Ils seront "très difficiles à intégrer ou réintégrer" dans des zones aussi pauvres, souligne M. Bazoum.
En clair, résume leur confrère de Mauritanie, Hamadi Ould Hamadi: le Sahel est "menacé par le terrorisme, la pauvreté et l'immigration clandestine". Il est important à ses yeux de "préserver les jeunes de la région" qui peuvent être incités à rejoindre les groupes terroristes.
Shari Villarosa, la représentante américaine à cette réunion, membre du bureau de coordination anti-terrorisme du département d'Etat, estime que les terroristes d''Al-Qaïda au Maghreb islamique (Aqmi) "ont aujourd'hui moins de mille membres".
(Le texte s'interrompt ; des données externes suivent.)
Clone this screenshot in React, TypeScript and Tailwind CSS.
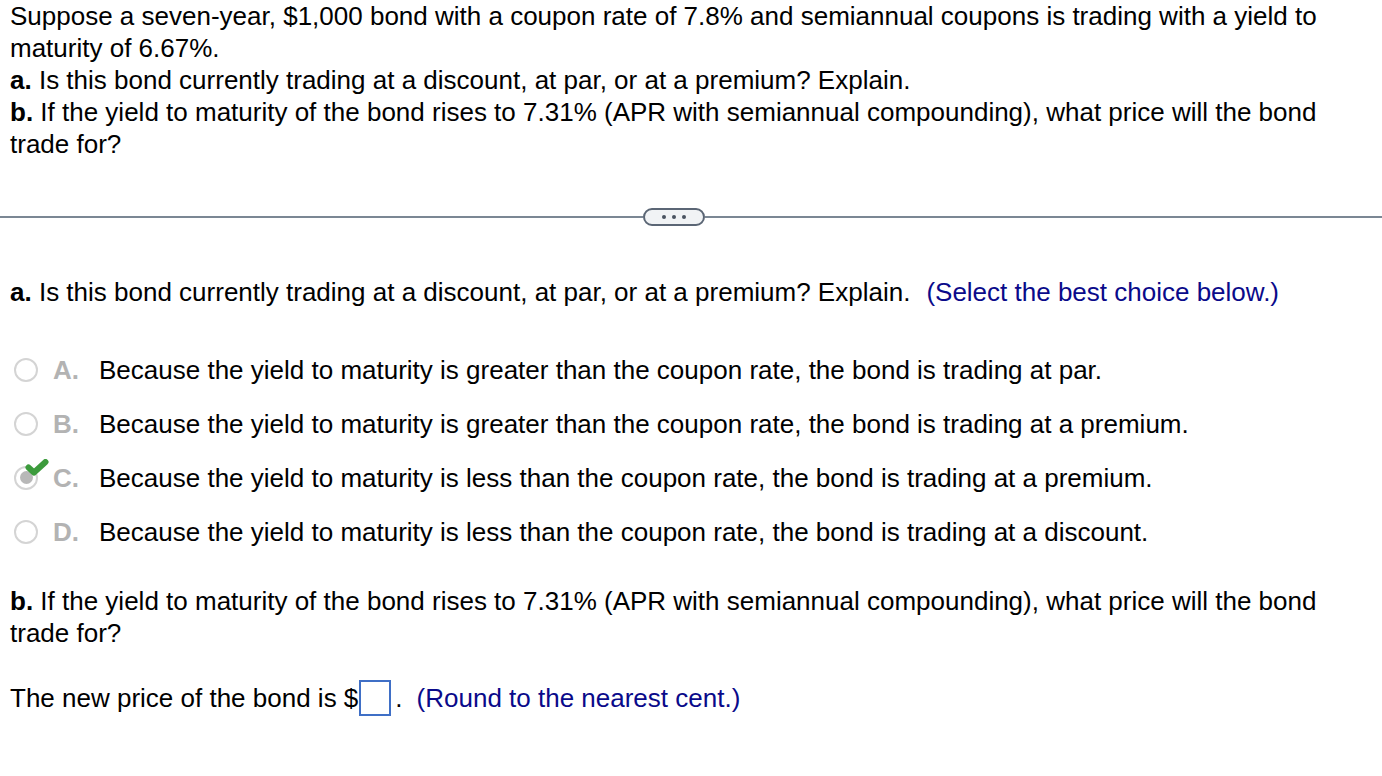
import React from 'react';

const options = [
  { key: 'A', text: 'Because the yield to maturity is greater than the coupon rate, the bond is trading at par.' },
  { key: 'B', text: 'Because the yield to maturity is greater than the coupon rate, the bond is trading at a premium.' },
  { key: 'C', text: 'Because the yield to maturity is less than the coupon rate, the bond is trading at a premium.', selected: true },
  { key: 'D', text: 'Because the yield to maturity is less than the coupon rate, the bond is trading at a discount.' },
];

function Radio({ selected }: { selected?: boolean }) {
  return (
    <div className="relative w-[26px] h-[26px] shrink-0">
      <div className="w-[24px] h-[24px] mt-[1px] rounded-full border-2 border-[#d4d4d4] bg-white flex items-center justify-center">
        {selected && <div className="w-[13px] h-[13px] rounded-full bg-[#b8b8b8]" />}
      </div>
      {selected && (
        <svg className="absolute left-[11px] -top-[7px]" width="24" height="18" viewBox="0 0 24 18">
          <path d="M3.5 8.5 L9 13.5 L20.5 3" fill="none" stroke="#3c9b3c" strokeWidth="6" strokeLinecap="round" strokeLinejoin="round" />
        </svg>
      )}
    </div>
  );
}

export default function App() {
  return (
    <div className="w-[1382px] h-[776px] bg-white text-black text-[26px] leading-[32px] overflow-hidden" style={{ fontFamily: '"Liberation Sans", Arial, sans-serif' }}>
      <div className="pl-[10px] pr-[20px]">
        <p>
          Suppose a seven-year, $1,000 bond with a coupon rate of 7.8% and semiannual coupons is trading with a yield to maturity of 6.67%.
        </p>
        <p><b>a.</b> Is this bond currently trading at a discount, at par, or at a premium? Explain.</p>
        <p><b>b.</b> If the yield to maturity of the bond rises to 7.31% (APR with semiannual compounding), what price will the bond trade for?</p>
      </div>

      {/* divider */}
      <div className="mt-[48px] flex items-center">
        <div className="w-[643px] h-[2px] bg-[#7b8794]" />
        <div className="w-[62px] h-[18px] rounded-full border-2 border-[#5b6675] bg-[#f1f3f5] flex items-center justify-center gap-[6px]">
          <span className="w-[4px] h-[4px] rounded-full bg-[#4a5360]" />
          <span className="w-[4px] h-[4px] rounded-full bg-[#4a5360]" />
          <span className="w-[4px] h-[4px] rounded-full bg-[#4a5360]" />
        </div>
        <div className="flex-1 h-[2px] bg-[#7b8794]" />
      </div>

      <div className="pl-[10px] pr-[20px]">
        <p className="mt-[50px]">
          <b>a.</b> Is this bond currently trading at a discount, at par, or at a premium? Explain.
          <span className="text-[#0a0a8a] ml-[16px]">(Select the best choice below.)</span>
        </p>

        <div className="mt-[46px] flex flex-col gap-[22px]">
          {options.map((o) => (
            <div key={o.key} className="flex items-center h-[32px]">
              <div className="ml-[4px]"><Radio selected={o.selected} /></div>
              <span className="ml-[13px] w-[46px] font-bold text-[#b3b3b3]">{o.key}.</span>
              <span>{o.text}</span>
            </div>
          ))}
        </div>

        <p className="mt-[37px]">
          <b>b.</b> If the yield to maturity of the bond rises to 7.31% (APR with semiannual compounding), what price will the bond trade for?
        </p>

        <div className="mt-[31px] flex items-center h-[36px]">
          <span>The new price of the bond is $</span>
          <span className="inline-block w-[32px] h-[36px] border-2 border-[#3f6fc6] ml-[1px]" />
          <span className="ml-[4px]">.</span>
          <span className="ml-[14px] text-[#0a0a8a]">(Round to the nearest cent.)</span>
        </div>
      </div>
    </div>
  );
}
La menace est "globale" et bien présente, ont souligné nombre de participants, mais les membres du Conseil de sécurité tout comme l'Union européenne présents ont souligné avec Mme Villarosa que l'effort de lutte contre Aqmi "doit être dirigé par les gouvernements de la région".
"La responsabilité de maintenir la sécurité est d'abord fondamentalement du ressort des pays voisins", a aussi souligné le ministre malien, se faisant l'écho des Algériens, très chatouilleux sur la nécessité de maintenir hors de la région des troupes étrangères.
Les Algériens insistent cependant sur le fait que "la lutte contre ces menaces d'envergure appelle nécessairement la conjugaison des efforts et la convergence de toutes les bonnes volontés".
L'Algérie connaît actuellement une recrudescence des attentats terroristes dont le plus meurtrier de l'année a fait le 26 août 18 morts à l'académie miliaire de Cherchell proche d'Alger.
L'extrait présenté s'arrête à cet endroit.